L’uomo, il divino, la natura
rappresentazioni artistiche della Grecia classica
Ogni opera d’arte antica deve essere considerata e giudicata con i concetti e con lo spirito con i quali fu compiuta dall’artista antico
afferma Heyne (1729-1812) noto professore di antichità classica all’università di Göttingen.
Con il termine “classico” i teorici del XVIII -XIX secolo hanno indicato la perfezione e della forma artistica, dal valore universale e eterno, che implica ed esprime una concezione totale del mondo.
Gli storici dell’arte individuano il periodo dell’arte classica tra fine VI a metà IV secolo, secondo periodo di sviluppo dell’arte greca dopo la cosiddetta arte arcaica.
Contenuto fondamentale dell’arte classica è il mito. Ben lontano dall’essere considerato soggetto religioso questo viene visto allo stesso tempo come tramite per rappresentare la natura e oggetto della natura stessa. Il Mito primitivo nasce infatti come giustificazione di fenomeni principalmente naturali e in secondo luogo sociali altrimenti inspiegabili. Il legame indissolubile tra mito e mondo naturale è testimoniato dall’enorme numero di figure, ninfe e divinità a questo strettamente connesse come Artemide, Dioniso, Ermes, Pan.
L’arte figurativa però non è solo rappresentazione: è un passaggio fondamentale del percorso per la liberazione della coscienza, un fattore essenziale della conoscenza del reale. Viene concepita come un fenomeno naturale a se, il più puro e perfetto, che (con le sue forme) rivela la forma ideale della natura.
Sta qui, afferma lo studioso Giulio Carlo Argan, la funzione attiva/costruttiva dell’arte: questa si accompagna al pensiero dei filosofi e al genio dei poeti nella ricerca di una verità che non è “oltre” ma “dentro” le cose e che si raggiunge non andando oltre ma approfondendo e chiarendo l’esperienza.
Da qui la spiegazione a quello ai nostri occhi può sembrare un grande limite dell’arte classica, ovvero il porre come suo unico oggetto la figura umana, considerata come quella più vicina all’ideale tra tutte le forme della natura.

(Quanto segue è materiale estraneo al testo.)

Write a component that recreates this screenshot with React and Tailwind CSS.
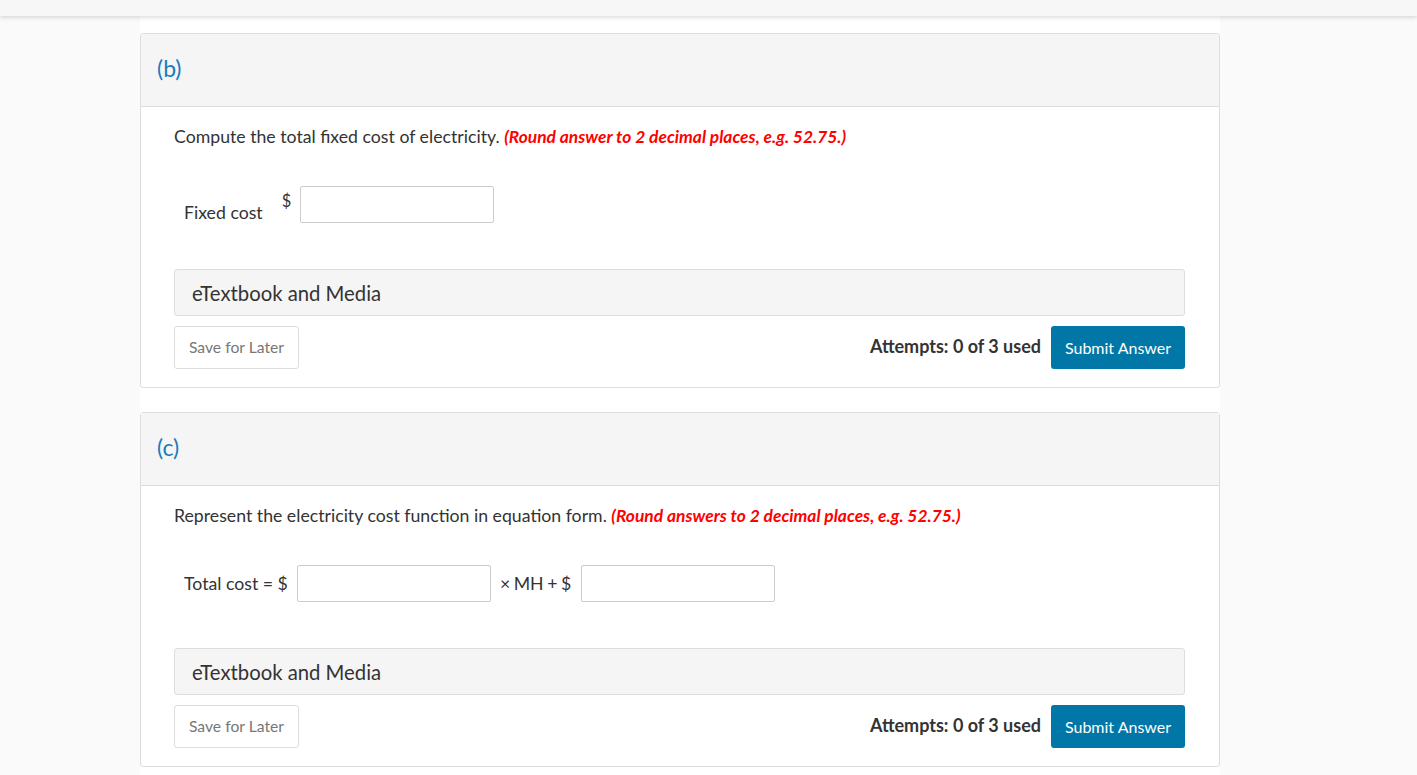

Deriva da tale concezione dell’arte l’ambiguità di significato del termine “techne”. Questo, dalle diverse accezioni, non indica solo un sistema di competenze ma anche le concrete e diverse attuazioni: arte, scienza, professione, mestiere. È un concetto generale in cui si unificano le molteplici realizzazioni del sapere umano, che ha dimensione concreta nella arti figurative, oltre che letteraria e retorica.
Dall’equivalente termine latino “ars” si è generata poi la contrapposizione tra arte e tecnica, che si può ricollegare alla distinzione tra “techne” e “episteme” interna alla lingua greca. La differenza è precisata da Aristotele: episteme, pur indicando allo stesso modo un sapere fondato sulla competenza, ha come oggetto qualcosa di preesistente dove techne serve a creare un oggetto non preesistente né necessario, che si pone come oggetto della conoscenza a se.
L’universalità dell’arte classica è una qualità che non va oltre la storia ma si identifica con la sua storicità, è piena espressione della realtà anche perché sviluppo storico, basato sulla consapevolezza dell’esperienza del passato.
L’arte classica ha quindi fondamento nel passato e mira alla perfezione assoluta. Per questo l’opera appare sempre connessa a un interesse teorico dell’artista che talvolta si esprime in leggi formali o in un “canoni”: un sistema di proporzioni tra le parti e delle parti col tutto. Così fa da specchio alla concezione ellenica della realtà come relazione armonica delle parti e dell’esistenza individuale come relazione dell’uomo con il divino, la società, la natura.